Mais quel message est alors envoyé à ces derniers ? Après une saison ayant dépassée les attentes, leur temps de jeu sera drastiquement réduit. Chelsea préfère une fois de plus recruter que faire confiance à ses jeunes, et cela n’est pas nouveau. Avec le calendrier chargé d’un participant à la Ligue des champions, pas de quoi être pessimiste pour ces jeunes joueurs qui joueront une place importante dans la rotation de l’effectif.
Chelsea véritable candidat au titre ?
Mais l’avantage d’avoir un effectif large peut aussi parfois être un inconvénient. Avec la déception due à la baisse du temps de jeu chez certains, Frank Lampard devra trouver les mots justes pour gérer son vestiaire. Cela s’apparente à un problème de riche. Mieux vaut avoir le choix et un effectif large à sa disposition que l’inverse. Logique. De là à être le candidat ultime pour le titre ? Pas si sûr.
En attaque, il faudra sans doute du temps pour que tous ces joueurs s’entendent et trouvent une alchimie.
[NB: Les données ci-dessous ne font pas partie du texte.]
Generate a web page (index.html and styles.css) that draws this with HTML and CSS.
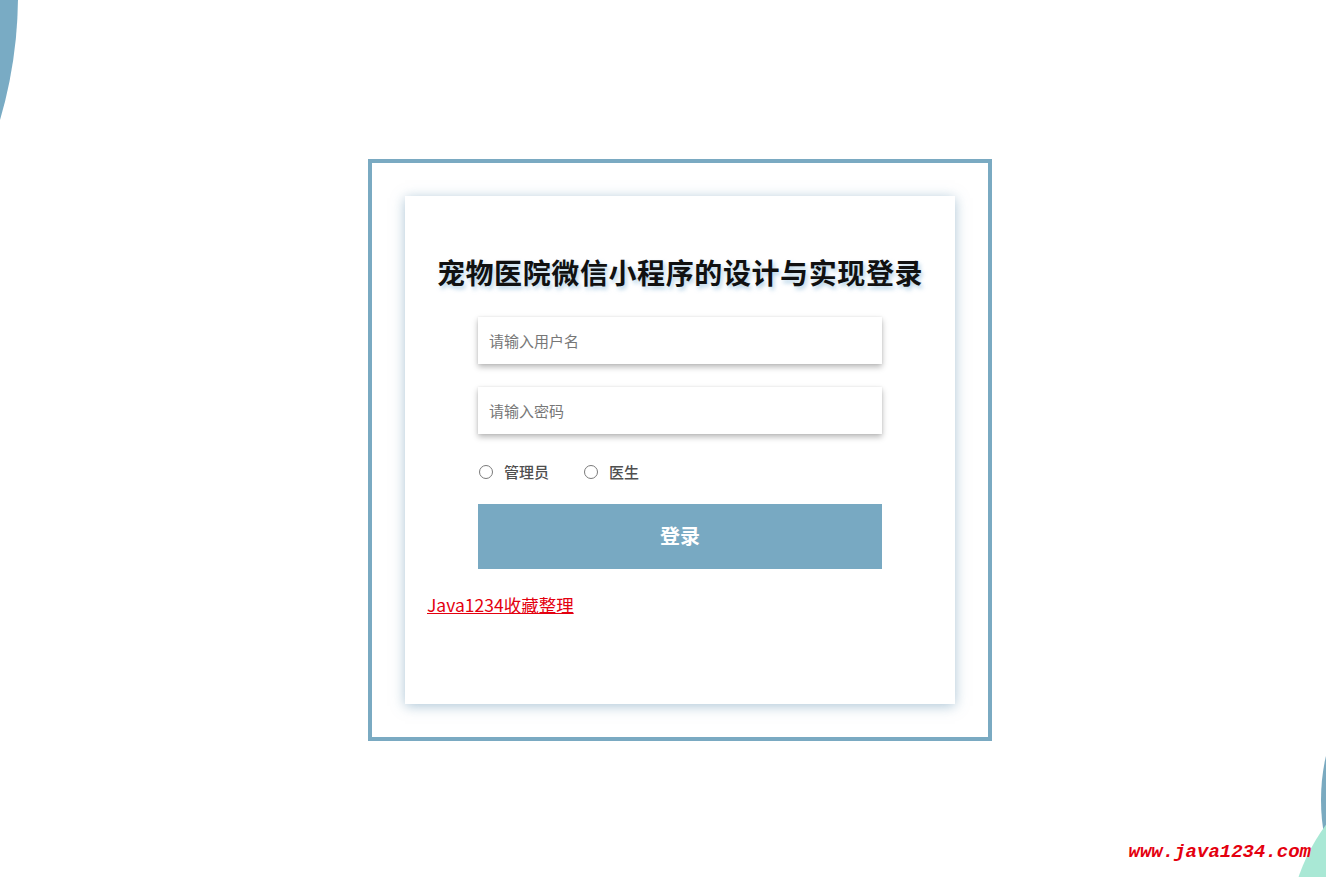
FILE: index.html
```html
<!DOCTYPE html>
<html lang="zh-CN">
<head>
<meta charset="utf-8">
<title>宠物医院微信小程序的设计与实现登录</title>
<link rel="stylesheet" href="styles.css">
</head>
<body>
<div class="deco deco-tl"></div>
<div class="deco deco-br-blue"></div>
<div class="deco deco-br-mint"></div>
<main class="page">
  <div class="frame">
    <div class="card">
      <h1 class="title">宠物医院微信小程序的设计与实现登录</h1>
      <form class="form">
        <input class="field" type="text" placeholder="请输入用户名">
        <input class="field" type="password" placeholder="请输入密码">
        <div class="roles">
          <label class="role"><span class="radio"></span><span class="role-text">管理员</span></label>
          <label class="role"><span class="radio"></span><span class="role-text">医生</span></label>
        </div>
        <button class="submit" type="button">登录</button>
      </form>
      <a class="credit" href="#">Java1234收藏整理</a>
    </div>
  </div>
</main>
<div class="watermark">www.java1234.com</div>
</body>
</html>
```
FILE: styles.css
```css
html, body {
  margin: 0;
  padding: 0;
  height: 100%;
  background: #ffffff;
  overflow: hidden;
  font-family: "Noto Sans CJK SC", "Noto Sans", sans-serif;
}

.deco {
  position: absolute;
  border-radius: 50%;
}
.deco-tl {
  left: -868px;
  top: -448px;
  width: 886px;
  height: 886px;
  background: #79abc4;
}
.deco-br-blue {
  left: 1321px;
  top: 600px;
  width: 400px;
  height: 400px;
  background: #7aaac0;
}
.deco-br-mint {
  left: 1288px;
  top: 746px;
  width: 388px;
  height: 388px;
  background: #a9e8d5;
}

.page {
  position: relative;
  display: flex;
  justify-content: center;
  padding-top: 159px;
  padding-left: 34px;
}

.frame {
  border: 4px solid #7aaac2;
  padding: 33px;
  background: #ffffff;
}

.card {
  width: 550px;
  height: 508px;
  box-sizing: border-box;
  padding: 53px 22px 0 22px;
  background: #ffffff;
  box-shadow: 0 2px 12px rgba(104, 150, 180, 0.55);
  display: flex;
  flex-direction: column;
}

.title {
  margin: 0;
  text-align: center;
  white-space: nowrap;
  font-size: 28px;
  letter-spacing: 0.6px;
  line-height: 46px;
  font-weight: 700;
  color: #111111;
  text-shadow: 2px 3px 4px rgba(130, 180, 215, 0.6);
}

.form {
  width: 404px;
  margin: 22px auto 0;
  display: flex;
  flex-direction: column;
}

.field {
  height: 47px;
  box-sizing: border-box;
  border: none;
  outline: none;
  padding: 0 11px;
  font-family: inherit;
  font-size: 15px;
  color: #333;
  background: #fff;
  box-shadow: 0 3px 6px rgba(0, 0, 0, 0.28), 0 0 2px rgba(0, 0, 0, 0.08);
  margin-bottom: 23px;
}
.field::placeholder {
  color: #777777;
}

.roles {
  display: flex;
  align-items: center;
  gap: 34px;
  height: 24px;
  margin-top: 2px;
}
.role {
  display: flex;
  align-items: center;
  gap: 11px;
}
.radio {
  width: 14px;
  height: 14px;
  border: 1px solid #7a7a7a;
  border-radius: 50%;
  box-sizing: border-box;
  margin-left: 1px;
  margin-top: 2px;
}
.role-text {
  font-size: 15px;
  font-weight: 500;
  color: #4f4f4f;
}

.submit {
  margin-top: 21px;
  height: 65px;
  border: none;
  background: #78a9c2;
  color: #ffffff;
  font-family: inherit;
  font-size: 20px;
  font-weight: 700;
  padding-bottom: 3px;
}

.credit {
  align-self: flex-start;
  margin-top: 23px;
  font-size: 17.5px;
  line-height: 26px;
  color: #e4000f;
  text-decoration: underline;
}

.watermark {
  position: absolute;
  right: 15px;
  bottom: 14px;
  font-family: "Liberation Mono", "Courier New", monospace;
  font-weight: 700;
  font-style: italic;
  font-size: 19px;
  color: #e4000f;
}
```
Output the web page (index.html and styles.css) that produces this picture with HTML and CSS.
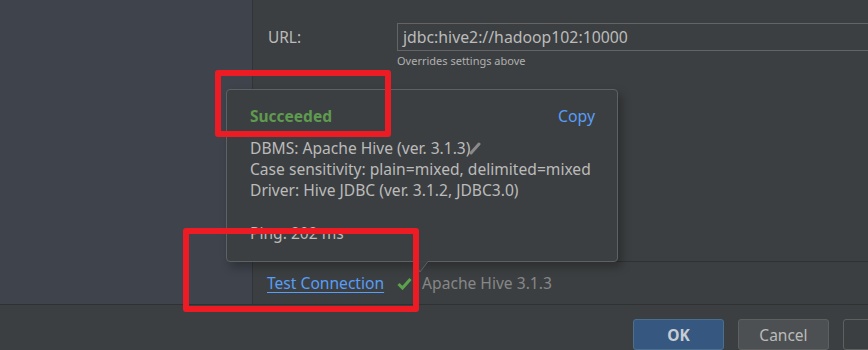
FILE: index.html
```html
<!DOCTYPE html>
<html>
<head>
<meta charset="utf-8">
<link rel="stylesheet" href="styles.css">
</head>
<body>
<div class="window">
  <div class="main">
    <div class="sidebar"></div>
    <div class="content">
      <div class="form">
        <div class="row">
          <label class="label">URL:</label>
          <div class="field">jdbc:hive2://hadoop102:10000</div>
        </div>
        <div class="hint">Overrides settings above</div>
      </div>
      <div class="status">
        <a class="link">Test Connection</a>
        <svg class="check" width="15" height="13" viewBox="0 0 15 13"><path d="M1.5 7 L5.5 11 L13.5 2" fill="none" stroke="#59a34a" stroke-width="3"/></svg>
        <span class="version">Apache Hive 3.1.3</span>
      </div>
    </div>
  </div>
  <div class="footer">
    <button class="btn primary">OK</button>
    <button class="btn">Cancel</button>
    <button class="btn ghost"></button>
  </div>
</div>

<div class="popup">
  <div class="popup-head">
    <span class="ok">Succeeded</span>
    <a class="copy">Copy</a>
  </div>
  <div class="popup-body">
    <div class="line">DBMS: Apache Hive (ver. 3.1.3)<svg class="pencil" width="13" height="14" viewBox="0 0 13 14"><path d="M2 12 L10 3" stroke="#8a8a8a" stroke-width="3" stroke-linecap="round"/><path d="M0.8 13.4 L2.2 10.6 L3.6 12" fill="#8a8a8a"/></svg></div>
    <div class="line">Case sensitivity: plain=mixed, delimited=mixed</div>
    <div class="line">Driver: Hive JDBC (ver. 3.1.2, JDBC3.0)</div>
    <div class="line blank"></div>
    <div class="line">Ping: 202 ms</div>
  </div>
</div>
<svg class="tail" width="20" height="12" viewBox="0 0 20 12"><path d="M0 0.5 L6 11 L14 0.5" fill="#3c3f41" stroke="#5e6163" stroke-width="1"/><path d="M0.5 0 L13.5 0" stroke="#3c3f41" stroke-width="1.6"/></svg>

<div class="mark mark-1"></div>
<div class="mark mark-2"></div>
</body>
</html>
```
FILE: styles.css
```css
html, body {
  margin: 0;
  padding: 0;
}
body {
  width: 868px;
  height: 350px;
  overflow: hidden;
  background: #3c3f41;
  font-family: "Noto Sans", "Open Sans", sans-serif;
  color: #bbbbbb;
  position: relative;
}
.window {
  display: flex;
  flex-direction: column;
  height: 350px;
  overflow: hidden;
}
.main {
  display: flex;
  height: 304px;
  border-bottom: 1px solid #2f3133;
}
.sidebar {
  width: 252px;
  background: #3e434c;
  border-right: 1px solid #323438;
}
.content {
  flex: 1;
  display: flex;
  flex-direction: column;
  justify-content: space-between;
  overflow: hidden;
}
.form {
  padding: 23px 0 0 15px;
}
.row {
  display: flex;
  align-items: center;
}
.label {
  width: 129px;
  font-size: 15.4px;
}
.field {
  flex: 1;
  height: 26px;
  border: 1px solid #646464;
  border-right: none;
  background: #3c3f41;
  font-size: 15.8px;
  line-height: 26px;
  padding-left: 5px;
  color: #bbbbbb;
}
.hint {
  margin: 2px 0 0 129px;
  font-size: 11px;
  color: #b0b0b0;
}
.status {
  height: 42px;
  border-top: 1px solid #2f3133;
  display: flex;
  align-items: center;
  padding-left: 14px;
  font-size: 15.6px;
}
.link {
  color: #589df6;
  text-decoration: underline;
  text-underline-offset: 3px;
}
.check {
  margin-left: 13px;
  margin-right: 10px;
}
.version {
  color: #878787;
}
.footer {
  flex: 1;
  display: flex;
  align-items: flex-start;
  padding: 14px 0 0 633px;
  gap: 14px;
  overflow: hidden;
}
.btn {
  flex-shrink: 0;
  width: 91px;
  height: 31px;
  border-radius: 3px;
  border: 1px solid #5e6060;
  background: #4c5052;
  color: #bbbbbb;
  font-family: "Noto Sans", "Open Sans", sans-serif;
  font-size: 15.5px;
  padding: 0;
}
.btn.primary {
  background: #365880;
  border-color: #4c708c;
  font-weight: bold;
  color: #c7cdd3;
}
.btn.ghost {
  background: #3c3f41;
}
.popup {
  position: absolute;
  left: 226px;
  top: 89px;
  width: 390px;
  height: 171px;
  border: 1px solid #5e6163;
  border-radius: 4px;
  background: #3c3f41;
  box-shadow: 4px 5px 10px rgba(0, 0, 0, 0.28);
  box-sizing: content-box;
  padding: 0;
}
.popup-head {
  display: flex;
  justify-content: space-between;
  align-items: center;
  padding: 15px 22px 0 23px;
  height: 22px;
}
.ok {
  color: #5f9b4f;
  font-weight: bold;
  font-size: 15.5px;
}
.copy {
  color: #589df6;
  font-size: 15.8px;
}
.popup-body {
  padding: 11px 0 0 23px;
  font-size: 15.6px;
}
.line {
  height: 21px;
  line-height: 21px;
  white-space: nowrap;
}
.line.blank {
  height: 22px;
}
.pencil {
  vertical-align: -1px;
  margin-left: -1px;
}
.tail {
  position: absolute;
  left: 414px;
  top: 261px;
}
.mark {
  position: absolute;
  border: 6px solid #ed1c24;
  border-radius: 3px;
  box-sizing: border-box;
}
.mark-1 {
  left: 215px;
  top: 70px;
  width: 176px;
  height: 67px;
}
.mark-2 {
  left: 183px;
  top: 228px;
  width: 236px;
  height: 84px;
}
```
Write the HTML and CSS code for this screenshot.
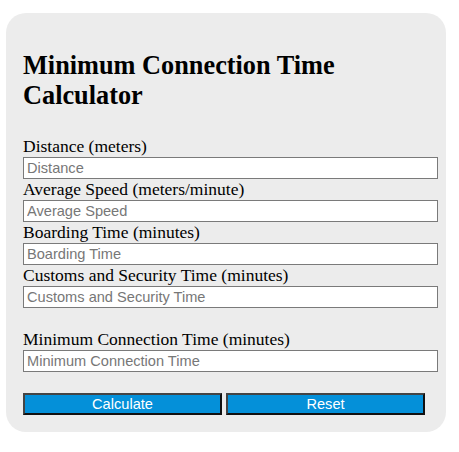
FILE: index.html
```
<!DOCTYPE html>
<html>
<head>
<meta charset="utf-8">
<link rel="stylesheet" href="styles.css">
</head>
<body>
<div class="card">
  <h2 class="title">Minimum Connection Time Calculator</h2>
  <div class="field">
    <label class="label">Distance (meters)</label>
    <input class="input" type="text" placeholder="Distance">
  </div>
  <div class="field">
    <label class="label">Average Speed (meters/minute)</label>
    <input class="input" type="text" placeholder="Average Speed">
  </div>
  <div class="field">
    <label class="label">Boarding Time (minutes)</label>
    <input class="input" type="text" placeholder="Boarding Time">
  </div>
  <div class="field">
    <label class="label">Customs and Security Time (minutes)</label>
    <input class="input" type="text" placeholder="Customs and Security Time">
  </div>
  <div class="field result">
    <label class="label">Minimum Connection Time (minutes)</label>
    <input class="input" type="text" placeholder="Minimum Connection Time">
  </div>
  <div class="buttons">
    <button class="btn">Calculate</button>
    <button class="btn">Reset</button>
  </div>
</div>
</body>
</html>
```
FILE: styles.css
```
html, body {
  margin: 0;
  padding: 0;
  background: #ffffff;
}
body {
  font-family: "Liberation Serif", "Times New Roman", serif;
  color: #000;
}
.card {
  box-sizing: border-box;
  margin: 13px 0 0 6px;
  width: 440px;
  padding: 17px 0 17px 17px;
  background: #ececec;
  border-radius: 20px;
}
.title {
  font-size: 26.3px;
  font-weight: bold;
  line-height: 30px;
  margin: 21px 0 25px 0;
}
.field {
  display: flex;
  flex-direction: column;
}
.result {
  margin-top: 21px;
}
.label {
  font-size: 17.5px;
  line-height: 21px;
  height: 21px;
}
.input {
  box-sizing: border-box;
  width: 415px;
  height: 22px;
  margin: 0;
  padding: 0 3px;
  border: 1px solid #7a7a7a;
  background: #fff;
  font-family: "Liberation Sans", Arial, sans-serif;
  font-size: 14.6px;
  outline: none;
}
.input::placeholder {
  color: #777;
}
.buttons {
  display: flex;
  gap: 4px;
  margin-top: 21px;
}
.btn {
  box-sizing: border-box;
  width: 199px;
  height: 22px;
  margin: 0;
  padding: 0;
  background: #0490d9;
  color: #fff;
  font-family: "Liberation Sans", Arial, sans-serif;
  font-size: 14.6px;
  line-height: 18px;
  border: 2px solid #111;
  border-top-color: #444;
  border-left-color: #444;
}
```
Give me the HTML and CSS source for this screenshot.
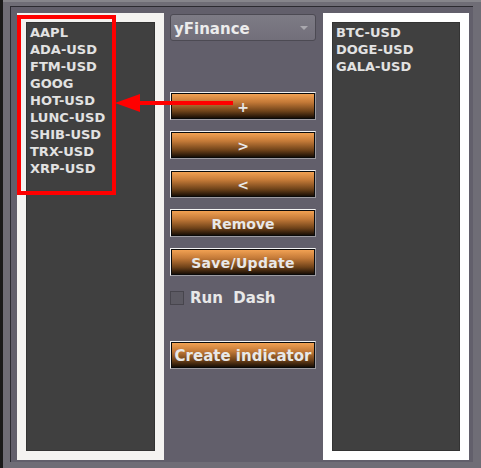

Comment va jouer Chelsea ? Seul l’entraîneur anglais a la réponse. L’année dernière, la défense à trois était souvent de sortie. Cette année, la composition devrait être plus classique. L’animation offensive pose encore question. Havertz, Werner, Ziyech, Pulisic ou encore Mount sont des joueurs polyvalents qui donneront à Lampard la possibilité de s’adapter. Ils pourraient cependant lui donner pléthore de possibilités avant de trouver la bonne combinaison. De plus, sur les quatre joueurs pressentis à être titulaires en attaque, seul Pulisic connaît la Premier League. Cette armada offensive devra être complémentaire avec un milieu solide. Le retour de N’Golo Kanté à son meilleur niveau sera une clé décisive de cette réussite.
Derrière, il reste toujours quelques zones d’ombre. Le club cherche encore à pallier son problème de gardien. Si la défense s’est globalement renforcée, rien n’est pour le moment véritablement rassurant. Thiago Silva paraît un peu seul au centre. Son expérience permettra tout de même à celui qui l’accompagnera de progresser à ses côtés. C’est pourquoi on peut s’attendre à une saison de mise en route avant que Chelsea ne se mette véritablement au niveau de Liverpool ou de Manchester City.
De toute évidence, Chelsea a les armes pour prétendre au podium, voire plus. Frank Lampard, qui sort d’une première année concluante, a désormais les cartes en main pour réussir. Cette saison sera un véritable test pour Super Frank, afin de savoir s’il peut porter un effectif renforcé vers les sommets. Premiers éléments de réponse ce lundi soir face à Brighton.